Your last name may in fact describe the work that one of your distant ancestors did. Sometimes these are easy to figure out. The Baker in a city makes bread for people in a city who do not have an oven, or the time to do it themselves. The Weaver works on a loom and turns strands of linen or wool into cloth. The Fisher catches fish and sells them to people who don’t fish. These are English words, but you can find their counterparts in other languages too. The Italian Molinaro is the English Miller, working at his mill to grind corn into flour. The German Bauer is just the English Farmer, working on his farm.

Sometimes they aren’t easy to figure out, because our words have changed, or because nobody does that sort of thing anymore. If your last name is Wainwright, your ancestor was a wright, which means that he wrought things with his hands, and what we wrought was a wain – a wagon. If he lived in Germany, he’d be called a Wagner, a maker of wagons. Everyone has seen the bright constellation in the northern sky that we call, in America, the Big Dipper, because we think that it has the shape of a dipper for water at a well. The ancient Romans called it Ursa Major, the Big She-Bear, right next to her cub, Ursa Minor, the Little She-Bear. That’s what they thought it looked like. But our English ancestors called it Charles’ Wain, meaning Charles’ Wagon, and it certainly can look like a wagon, with a long crooked handle.

Wainwright is still easy though, compared with Cooper (a man who makes barrels), Chandler (a man who makes candles, and later on a dealer in other things that were waxed, like ropes), Parker (the man who oversees a rich man’s park, or his private lands for hunting deer and game birds), and my favorite, Fletcher.

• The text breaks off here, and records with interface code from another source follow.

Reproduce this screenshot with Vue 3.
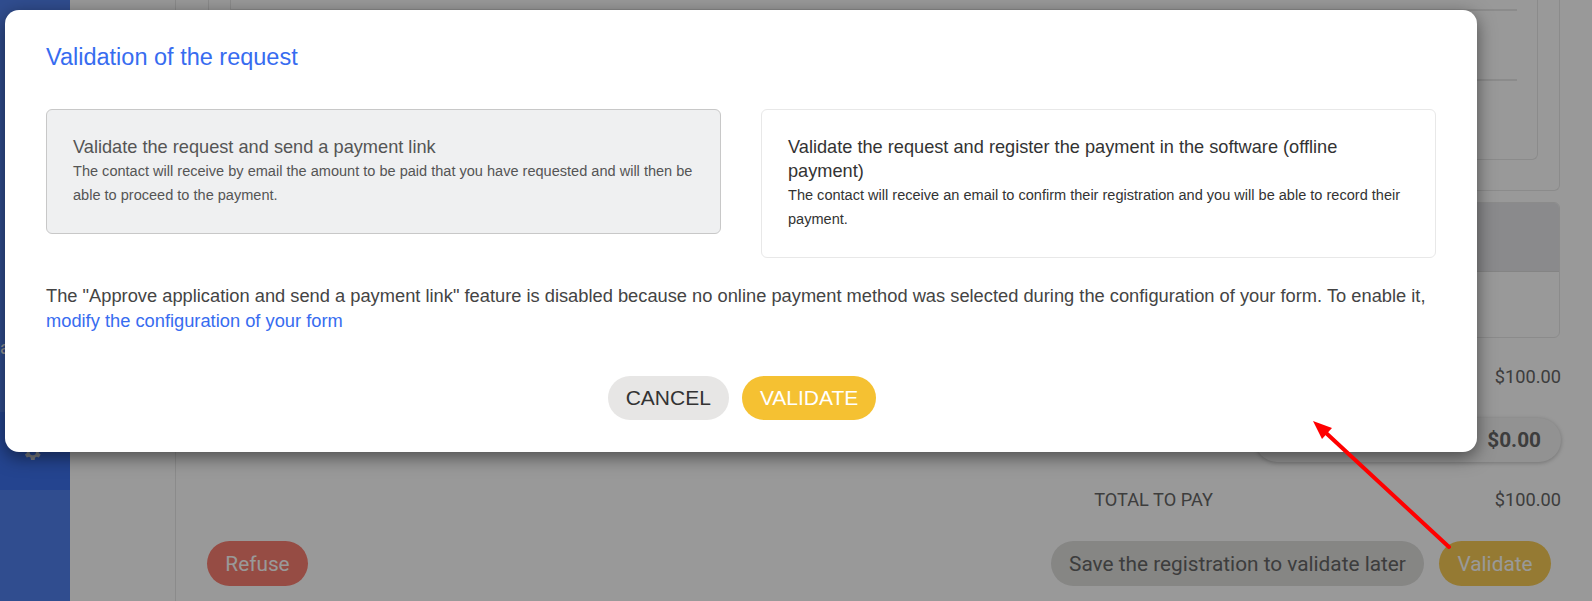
<template>
  <div class="page">
    <aside class="sidebar">
      <div class="nav-label">a</div>
      <div class="nav-item">
        <svg class="gear" viewBox="0 0 24 24" width="22" height="22">
          <path fill="#c9cdd6" d="M19.400 13a7.500 7.500 0 0 0 0-2l2.100-1.600-2-3.500-2.500 1a7.600 7.600 0 0 0-1.700-1L14.900 3.200h-4l-.4 2.700a7.600 7.600 0 0 0-1.700 1l-2.500-1-2 3.500L6.400 11a7.500 7.500 0 0 0 0 2l-2.100 1.600 2 3.500 2.500-1c.5.4 1.100.7 1.700 1l.4 2.700h4l.4-2.700c.6-.3 1.200-.6 1.700-1l2.500 1 2-3.500zM12.900 15.500a3.500 3.500 0 1 1 0-7 3.500 3.500 0 0 1 0 7z" />
        </svg>
      </div>
    </aside>

    <main class="content">
      <div class="panel">
        <div class="outer-card">
          <div class="inner-card">
            <div class="rule"></div>
            <div class="rule second"></div>
          </div>
        </div>
        <div class="table-card">
          <div class="table-head"></div>
        </div>
        <div class="amount-row"><span>$100.00</span></div>
        <div class="pill-row"><div class="pill">$0.00</div></div>
        <div class="total-row"><span class="total-label">TOTAL TO PAY</span><span>$100.00</span></div>
        <div class="actions">
          <button class="btn refuse">Refuse</button>
          <button class="btn save">Save the registration to validate later</button>
          <button class="btn validate">Validate</button>
        </div>
      </div>
    </main>

    <div class="scrim">
      <section class="modal">
        <h2 class="modal-title">Validation of the request</h2>
        <div class="choices">
          <div
            v-for="choice in choices"
            :key="choice.title"
            class="choice"
            :class="{ disabled: choice.disabled }"
          >
            <div class="choice-title">{{ choice.title }}</div>
            <div class="choice-text">{{ choice.text }}</div>
          </div>
        </div>
        <p class="notice">
          The "Approve application and send a payment link" feature is disabled because no online payment method was selected during the configuration of your form. To enable it,
          <a class="notice-link">modify the configuration of your form</a>
        </p>
        <div class="modal-actions">
          <button class="modal-btn cancel">CANCEL</button>
          <button class="modal-btn confirm">VALIDATE</button>
        </div>
      </section>
    </div>

    <svg class="arrow" viewBox="0 0 1592 601" width="1592" height="601">
      <line x1="1449" y1="547" x2="1325" y2="432" stroke="#f00" stroke-width="4" stroke-linecap="round" />
      <polygon points="1313,421 1332,428 1322,439" fill="#f00" />
    </svg>
  </div>
</template>

<script setup>
const choices = [
  {
    title: 'Validate the request and send a payment link',
    text: 'The contact will receive by email the amount to be paid that you have requested and will then be able to proceed to the payment.',
    disabled: true
  },
  {
    title: 'Validate the request and register the payment in the software (offline payment)',
    text: 'The contact will receive an email to confirm their registration and you will be able to record their payment.',
    disabled: false
  }
]
</script>

<style>
html, body { margin: 0; overflow: hidden; }
</style>

<style scoped>
.page { position: relative; display: flex; width: 1592px; height: 601px; overflow: hidden; background: #fff; font-family: Roboto, sans-serif; color: #666; }

.sidebar { display: flex; flex-direction: column; width: 70px; flex-shrink: 0; background: #5181ee; overflow: hidden; }
.nav-label { box-sizing: border-box; height: 412px; padding-top: 338px; font-size: 18px; line-height: 20px; color: #fff; }
.nav-item { display: flex; justify-content: center; align-items: flex-start; height: 78px; padding-top: 29px; padding-right: 6px; box-sizing: border-box; background: #3d72ee; }
.gear { display: block; }

.content { flex: 1; padding: 0 31px 0 105px; }
.panel { height: 601px; box-sizing: border-box; padding-left: 32px; border-left: 1px solid #e8e8e8; }

.outer-card { box-sizing: border-box; height: 191px; margin-right: 1px; padding: 0 21px; border: 1px solid #e8e8e8; border-top: none; border-radius: 0 0 6px 6px; }
.inner-card { box-sizing: border-box; height: 160px; padding: 9px 20px 0 0; border: 1px solid #e8e8e8; border-top: none; border-radius: 0 0 6px 6px; }
.rule { height: 2px; background: #e8e8e8; }
.rule.second { margin-top: 68px; }

.table-card { box-sizing: border-box; height: 136px; margin: 11px 1px 0 0; border: 1px solid #e8e8e8; border-radius: 6px; }
.table-head { height: 68px; background: #e6e7e9; border-radius: 5px 5px 0 0; border-bottom: 1px solid #dcdcdc; }

.amount-row, .total-row { display: flex; justify-content: flex-end; font-size: 18.2px; line-height: 24px; }
.amount-row { margin-top: 27px; }
.pill-row { display: flex; justify-content: flex-end; margin-top: 29px; }
.pill { box-sizing: border-box; width: 306px; height: 44px; padding-right: 20px; border-radius: 22px; text-align: right; font-size: 20.8px; font-weight: 700; line-height: 44px; background: #f3f3f3; box-shadow: 0 1px 4px rgba(0, 0, 0, 0.25); }
.total-row { margin-top: 26px; }
.total-label { margin-right: 282px; }

.actions { display: flex; align-items: center; margin-top: 29px; padding-right: 10px; margin-left: -1px; }
.btn { height: 45px; border: none; border-radius: 23px; font-family: Roboto, sans-serif; font-size: 20.8px; }
.refuse { width: 101px; margin-right: auto; background: #fb7f72; color: #fff; }
.save { width: 373px; margin-right: 15px; background: #dfdfdd; color: #666; }
.validate { width: 112px; background: #f8cc55; color: #fff; }

.scrim { position: absolute; inset: 0; box-sizing: border-box; padding: 10px 0 0 5px; background: rgba(0, 0, 0, 0.4); }
.modal { box-sizing: border-box; width: 1472px; height: 442px; padding: 0 41px; background: #fff; border-radius: 14px; box-shadow: 0 5px 18px rgba(0, 0, 0, 0.5); font-family: "Liberation Sans", Arial, sans-serif; }
.modal-title { margin: 0; padding-top: 32px; font-size: 23.5px; font-weight: 400; line-height: 30px; color: #376cf0; }

.choices { display: grid; grid-template-columns: 675px 675px; gap: 40px; align-items: start; margin-top: 37px; }
.choice { padding: 25px 24px 26px 26px; border: 1px solid #e8e8e8; border-radius: 6px; color: #333; }
.choice.disabled { background: #eff0f1; border-color: #c8c8c8; color: #555; }
.choice-title { font-size: 18.2px; line-height: 24px; }
.choice-text { font-size: 14.56px; line-height: 24px; }

.notice { margin: 0; padding-top: 25px; font-size: 18.3px; line-height: 25px; color: #444; }
.notice-link { color: #376cf0; }

.modal-actions { display: flex; justify-content: center; gap: 13px; margin-top: 43px; padding-left: 2px; }
.modal-btn { height: 44px; padding: 0 18px; border: none; border-radius: 22px; font-family: "Liberation Sans", Arial, sans-serif; font-size: 21px; }
.cancel { background: #e7e6e5; color: #333; }
.confirm { background: #f5c132; color: #fff; }

.arrow { position: absolute; top: 0; left: 0; pointer-events: none; }
</style>
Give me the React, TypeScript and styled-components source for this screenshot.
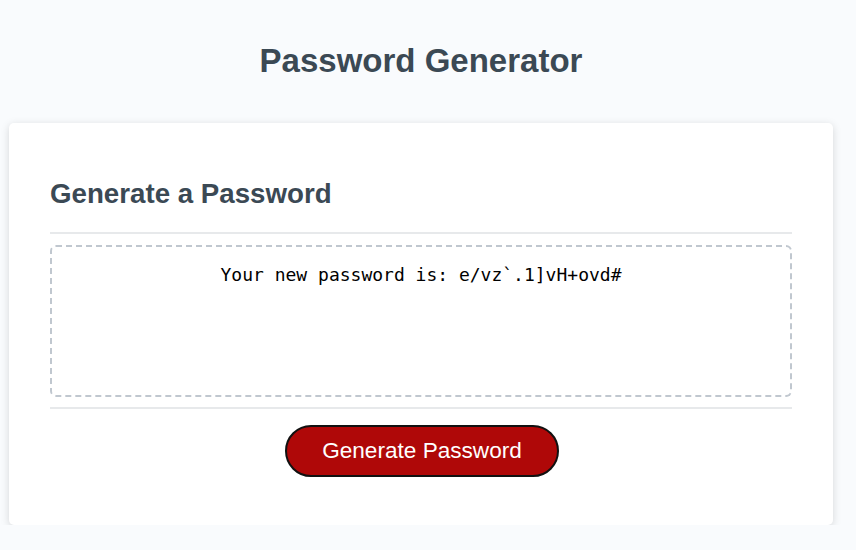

Suppose you take a long stick, you put a point on it, and you try to shoot it from a bow. It will wiggle this way and that through the air, because there’s nothing to keep it flying straight ahead. For that you’ll need feathers at the end of your arrow, set in the wood just right. That will make your arrow fledge, the old word that describes a chick that has just gotten its feathers and is ready to fly: a fledgling. The man who gets your arrows ready to fly, who makes them fledge, is a fletcher.

Now the reason why you would have names like these was to avoid confusion.

“Hey, guess who I just saw chasing a pig that got loose from him at the fair! Jack!”

“Jack Butcher?”

“No.”

“Jack Farmer?”

“No again!”

“Not Jack Fisher?”

“That’s right, it was Jack Fisher!”

“What’s Jack Fisher meaning to do with a pig?”

“He’s going to hook it to a line for bait to catch whales with!”

The Jews in the time of Jesus didn’t have names like that. Jesus would have been known as Yeshua ben-Jehosaph, meaning Jesus the son of Joseph. If your name is Michael and your father’s name is William, you might have been called, in the old days, Michael Williams, Michael Williamson, Michael Wills, Michael Wilson, Michael Wilkins, Michael Wilkinson – any of those. But if your father was a carpenter, people might call you what they called Jesus – the carpenter’s son, and your name might end up being Michael Carpenter. If you were really good at making chests, tables, chairs, and stools, in the days when carpenters fitted wooden things together like pieces in a puzzle, you might be called Michael Joiner. If your specialty was to make round pieces of wood on a lathe, you might be Michael Turner.

The ancient Greeks and Romans looked down their noses – and in the Roman case, that could be a long way down – at men who had to work with their hands. Jesus changed all that by his example. Work that the Romans had their slaves do was now ennobled by the Son of God.